## TASK DESCRIPTION:
For the entries below, copy exactly the line that contains "Clone this screenshot" through the line that contains "const links = ['Home', 'Results', 'Profile', 'Logout'];", both ends included, and exclude all pictures.

## PROVIDED DATA:

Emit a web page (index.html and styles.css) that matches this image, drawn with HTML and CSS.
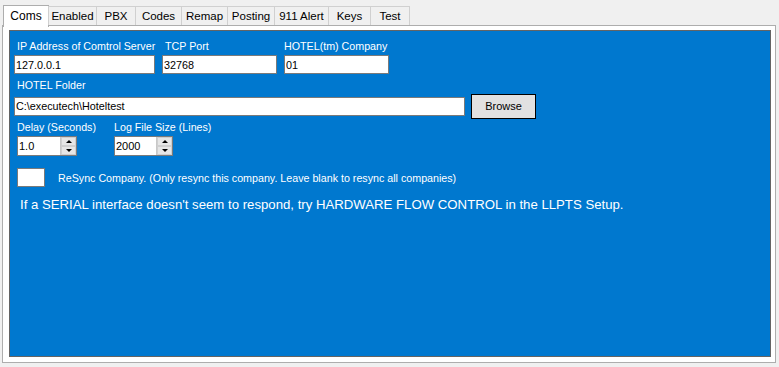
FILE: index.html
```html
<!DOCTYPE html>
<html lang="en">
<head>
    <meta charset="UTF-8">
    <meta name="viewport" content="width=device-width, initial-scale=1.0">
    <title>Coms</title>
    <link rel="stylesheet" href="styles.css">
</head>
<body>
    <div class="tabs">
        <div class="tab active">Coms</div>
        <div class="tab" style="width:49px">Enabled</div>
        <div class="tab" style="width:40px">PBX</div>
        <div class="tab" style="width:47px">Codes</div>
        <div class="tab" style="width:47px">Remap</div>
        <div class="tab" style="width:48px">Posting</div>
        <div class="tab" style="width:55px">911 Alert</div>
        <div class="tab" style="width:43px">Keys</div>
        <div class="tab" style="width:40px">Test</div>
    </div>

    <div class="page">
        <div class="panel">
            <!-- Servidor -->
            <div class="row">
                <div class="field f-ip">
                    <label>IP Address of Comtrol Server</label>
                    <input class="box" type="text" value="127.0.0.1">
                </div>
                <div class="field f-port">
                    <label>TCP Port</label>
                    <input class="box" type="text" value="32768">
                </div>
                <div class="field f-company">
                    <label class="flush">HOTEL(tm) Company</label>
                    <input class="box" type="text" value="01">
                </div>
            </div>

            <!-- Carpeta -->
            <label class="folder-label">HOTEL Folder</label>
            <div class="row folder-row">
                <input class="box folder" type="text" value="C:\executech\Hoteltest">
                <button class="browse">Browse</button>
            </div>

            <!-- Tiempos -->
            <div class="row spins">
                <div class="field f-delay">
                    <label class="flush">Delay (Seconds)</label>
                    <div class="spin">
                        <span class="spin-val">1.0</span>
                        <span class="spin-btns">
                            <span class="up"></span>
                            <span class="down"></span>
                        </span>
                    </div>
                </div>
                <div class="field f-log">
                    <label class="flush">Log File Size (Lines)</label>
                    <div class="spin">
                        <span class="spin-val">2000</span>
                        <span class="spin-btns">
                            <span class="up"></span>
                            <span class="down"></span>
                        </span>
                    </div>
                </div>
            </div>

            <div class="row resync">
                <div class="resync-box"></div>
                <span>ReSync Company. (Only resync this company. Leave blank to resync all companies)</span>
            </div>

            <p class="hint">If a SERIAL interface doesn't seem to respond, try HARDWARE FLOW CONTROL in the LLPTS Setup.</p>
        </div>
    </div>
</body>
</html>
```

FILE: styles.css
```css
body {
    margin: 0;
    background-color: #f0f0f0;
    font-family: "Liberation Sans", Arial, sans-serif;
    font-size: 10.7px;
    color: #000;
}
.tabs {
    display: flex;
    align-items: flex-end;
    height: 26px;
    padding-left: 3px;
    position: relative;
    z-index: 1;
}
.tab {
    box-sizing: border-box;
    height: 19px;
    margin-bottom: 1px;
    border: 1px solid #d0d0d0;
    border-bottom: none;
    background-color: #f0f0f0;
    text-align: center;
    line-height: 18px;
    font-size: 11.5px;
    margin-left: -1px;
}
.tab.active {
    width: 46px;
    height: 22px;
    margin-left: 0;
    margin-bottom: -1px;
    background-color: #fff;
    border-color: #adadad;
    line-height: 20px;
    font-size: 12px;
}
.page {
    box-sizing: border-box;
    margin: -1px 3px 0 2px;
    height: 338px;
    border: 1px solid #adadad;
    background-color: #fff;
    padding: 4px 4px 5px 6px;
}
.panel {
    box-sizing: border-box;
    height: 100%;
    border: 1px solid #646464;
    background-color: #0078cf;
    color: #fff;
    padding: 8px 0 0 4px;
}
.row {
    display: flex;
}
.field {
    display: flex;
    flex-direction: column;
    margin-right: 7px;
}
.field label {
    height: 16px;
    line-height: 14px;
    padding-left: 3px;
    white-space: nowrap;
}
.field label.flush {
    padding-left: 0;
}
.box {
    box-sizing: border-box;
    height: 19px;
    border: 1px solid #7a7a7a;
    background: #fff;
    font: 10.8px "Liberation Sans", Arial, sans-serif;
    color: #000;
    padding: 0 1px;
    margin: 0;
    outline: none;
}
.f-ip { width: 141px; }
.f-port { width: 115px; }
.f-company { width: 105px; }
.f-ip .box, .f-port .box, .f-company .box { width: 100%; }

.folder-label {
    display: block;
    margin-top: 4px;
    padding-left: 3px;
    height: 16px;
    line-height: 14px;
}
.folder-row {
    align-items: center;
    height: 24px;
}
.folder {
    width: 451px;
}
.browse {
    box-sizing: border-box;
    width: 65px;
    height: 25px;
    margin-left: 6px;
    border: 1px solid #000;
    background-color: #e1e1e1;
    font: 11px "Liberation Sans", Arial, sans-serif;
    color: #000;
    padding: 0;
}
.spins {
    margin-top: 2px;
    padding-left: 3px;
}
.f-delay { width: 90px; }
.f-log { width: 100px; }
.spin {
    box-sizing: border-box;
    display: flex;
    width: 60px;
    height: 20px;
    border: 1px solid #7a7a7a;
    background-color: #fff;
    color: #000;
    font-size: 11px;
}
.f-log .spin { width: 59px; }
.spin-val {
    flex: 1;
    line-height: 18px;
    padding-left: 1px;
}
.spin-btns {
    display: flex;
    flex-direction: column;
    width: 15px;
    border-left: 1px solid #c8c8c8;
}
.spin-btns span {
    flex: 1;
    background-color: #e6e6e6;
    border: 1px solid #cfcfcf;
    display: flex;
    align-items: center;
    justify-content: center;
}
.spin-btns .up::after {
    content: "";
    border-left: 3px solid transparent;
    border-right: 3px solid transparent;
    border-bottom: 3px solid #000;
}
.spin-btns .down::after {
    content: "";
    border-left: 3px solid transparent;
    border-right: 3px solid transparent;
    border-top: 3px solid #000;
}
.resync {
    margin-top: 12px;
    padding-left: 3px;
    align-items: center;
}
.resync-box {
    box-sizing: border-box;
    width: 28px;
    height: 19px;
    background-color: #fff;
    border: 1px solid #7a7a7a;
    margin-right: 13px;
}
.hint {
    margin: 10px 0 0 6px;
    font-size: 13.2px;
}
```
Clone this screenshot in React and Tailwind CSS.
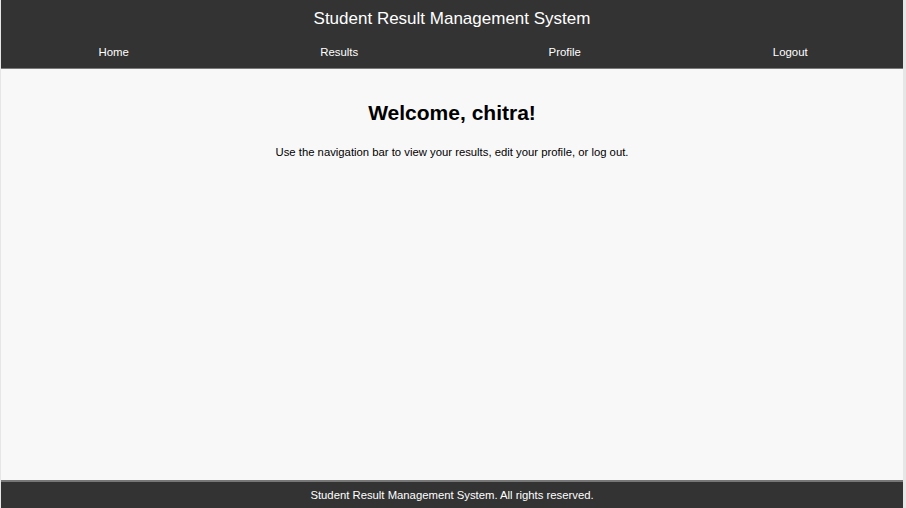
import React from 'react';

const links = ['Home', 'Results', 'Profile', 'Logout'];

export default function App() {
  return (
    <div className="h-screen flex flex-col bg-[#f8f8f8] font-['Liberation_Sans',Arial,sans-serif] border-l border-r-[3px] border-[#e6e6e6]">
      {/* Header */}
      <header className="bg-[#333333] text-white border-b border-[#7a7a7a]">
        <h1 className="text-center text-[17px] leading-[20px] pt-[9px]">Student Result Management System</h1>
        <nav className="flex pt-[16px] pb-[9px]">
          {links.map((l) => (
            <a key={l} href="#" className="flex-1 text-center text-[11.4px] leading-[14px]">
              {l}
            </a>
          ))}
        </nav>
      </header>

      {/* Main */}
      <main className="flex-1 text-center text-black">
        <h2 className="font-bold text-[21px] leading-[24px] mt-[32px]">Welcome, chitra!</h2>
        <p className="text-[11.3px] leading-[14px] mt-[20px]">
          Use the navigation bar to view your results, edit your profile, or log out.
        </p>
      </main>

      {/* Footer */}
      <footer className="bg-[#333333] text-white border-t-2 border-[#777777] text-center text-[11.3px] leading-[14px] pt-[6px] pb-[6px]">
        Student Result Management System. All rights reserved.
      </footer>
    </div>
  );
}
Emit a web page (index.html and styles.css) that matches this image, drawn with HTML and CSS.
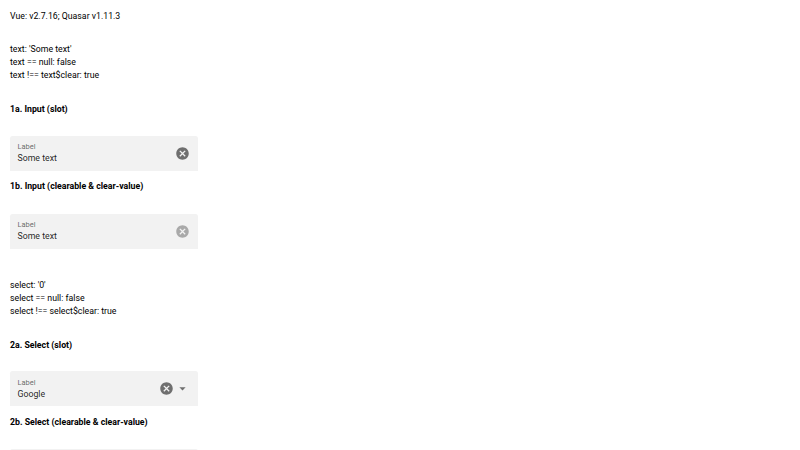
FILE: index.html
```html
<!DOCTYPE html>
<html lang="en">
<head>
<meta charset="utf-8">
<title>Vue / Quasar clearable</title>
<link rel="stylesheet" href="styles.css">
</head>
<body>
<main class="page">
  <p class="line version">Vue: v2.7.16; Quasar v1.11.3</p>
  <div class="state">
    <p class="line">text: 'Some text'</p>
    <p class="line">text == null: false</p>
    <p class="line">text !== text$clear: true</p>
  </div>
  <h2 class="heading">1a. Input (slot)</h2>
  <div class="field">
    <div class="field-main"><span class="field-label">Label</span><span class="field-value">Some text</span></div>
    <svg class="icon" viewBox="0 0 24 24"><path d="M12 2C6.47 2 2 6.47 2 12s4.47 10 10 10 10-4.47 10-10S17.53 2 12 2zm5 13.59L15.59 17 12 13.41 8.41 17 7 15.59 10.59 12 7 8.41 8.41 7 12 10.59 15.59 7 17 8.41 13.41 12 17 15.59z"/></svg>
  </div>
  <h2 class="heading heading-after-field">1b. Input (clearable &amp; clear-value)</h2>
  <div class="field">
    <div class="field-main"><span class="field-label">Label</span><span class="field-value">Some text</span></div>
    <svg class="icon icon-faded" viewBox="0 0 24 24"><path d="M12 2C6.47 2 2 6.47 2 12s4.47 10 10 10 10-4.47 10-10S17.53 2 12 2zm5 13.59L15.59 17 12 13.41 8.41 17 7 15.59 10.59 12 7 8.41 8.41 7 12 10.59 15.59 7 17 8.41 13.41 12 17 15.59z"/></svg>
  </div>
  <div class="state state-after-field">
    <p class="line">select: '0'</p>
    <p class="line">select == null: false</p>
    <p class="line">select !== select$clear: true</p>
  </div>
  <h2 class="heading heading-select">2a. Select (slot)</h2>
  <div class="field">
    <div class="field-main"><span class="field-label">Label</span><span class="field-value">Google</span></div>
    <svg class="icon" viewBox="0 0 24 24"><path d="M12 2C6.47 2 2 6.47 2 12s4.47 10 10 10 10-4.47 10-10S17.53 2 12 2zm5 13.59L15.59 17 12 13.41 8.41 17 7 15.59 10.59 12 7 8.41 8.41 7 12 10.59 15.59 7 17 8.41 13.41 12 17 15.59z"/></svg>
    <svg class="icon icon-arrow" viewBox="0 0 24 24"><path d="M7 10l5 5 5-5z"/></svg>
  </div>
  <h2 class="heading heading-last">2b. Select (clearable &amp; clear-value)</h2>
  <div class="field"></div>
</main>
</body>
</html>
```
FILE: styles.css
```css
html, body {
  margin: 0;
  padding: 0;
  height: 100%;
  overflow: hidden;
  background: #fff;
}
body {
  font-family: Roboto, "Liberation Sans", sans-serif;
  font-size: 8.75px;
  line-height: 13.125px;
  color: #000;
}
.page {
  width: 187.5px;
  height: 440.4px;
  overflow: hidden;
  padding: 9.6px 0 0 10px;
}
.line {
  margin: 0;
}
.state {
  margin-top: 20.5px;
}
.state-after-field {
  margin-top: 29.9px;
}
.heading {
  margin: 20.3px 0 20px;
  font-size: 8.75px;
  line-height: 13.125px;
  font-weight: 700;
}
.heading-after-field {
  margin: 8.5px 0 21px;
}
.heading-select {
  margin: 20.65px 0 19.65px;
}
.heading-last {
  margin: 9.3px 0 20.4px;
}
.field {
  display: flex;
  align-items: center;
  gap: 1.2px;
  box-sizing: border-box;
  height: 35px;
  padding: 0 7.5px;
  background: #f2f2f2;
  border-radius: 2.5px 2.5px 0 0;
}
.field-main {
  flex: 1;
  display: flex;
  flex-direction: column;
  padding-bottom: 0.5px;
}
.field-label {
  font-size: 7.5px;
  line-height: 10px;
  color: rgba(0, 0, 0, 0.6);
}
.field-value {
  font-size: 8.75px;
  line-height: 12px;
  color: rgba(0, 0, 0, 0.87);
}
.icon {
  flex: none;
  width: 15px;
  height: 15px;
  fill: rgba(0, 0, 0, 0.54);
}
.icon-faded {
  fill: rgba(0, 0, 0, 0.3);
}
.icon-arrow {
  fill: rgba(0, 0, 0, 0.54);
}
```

## REPLY:
Clone this screenshot in React and Tailwind CSS.
import React from 'react';

const links = ['Home', 'Results', 'Profile', 'Logout'];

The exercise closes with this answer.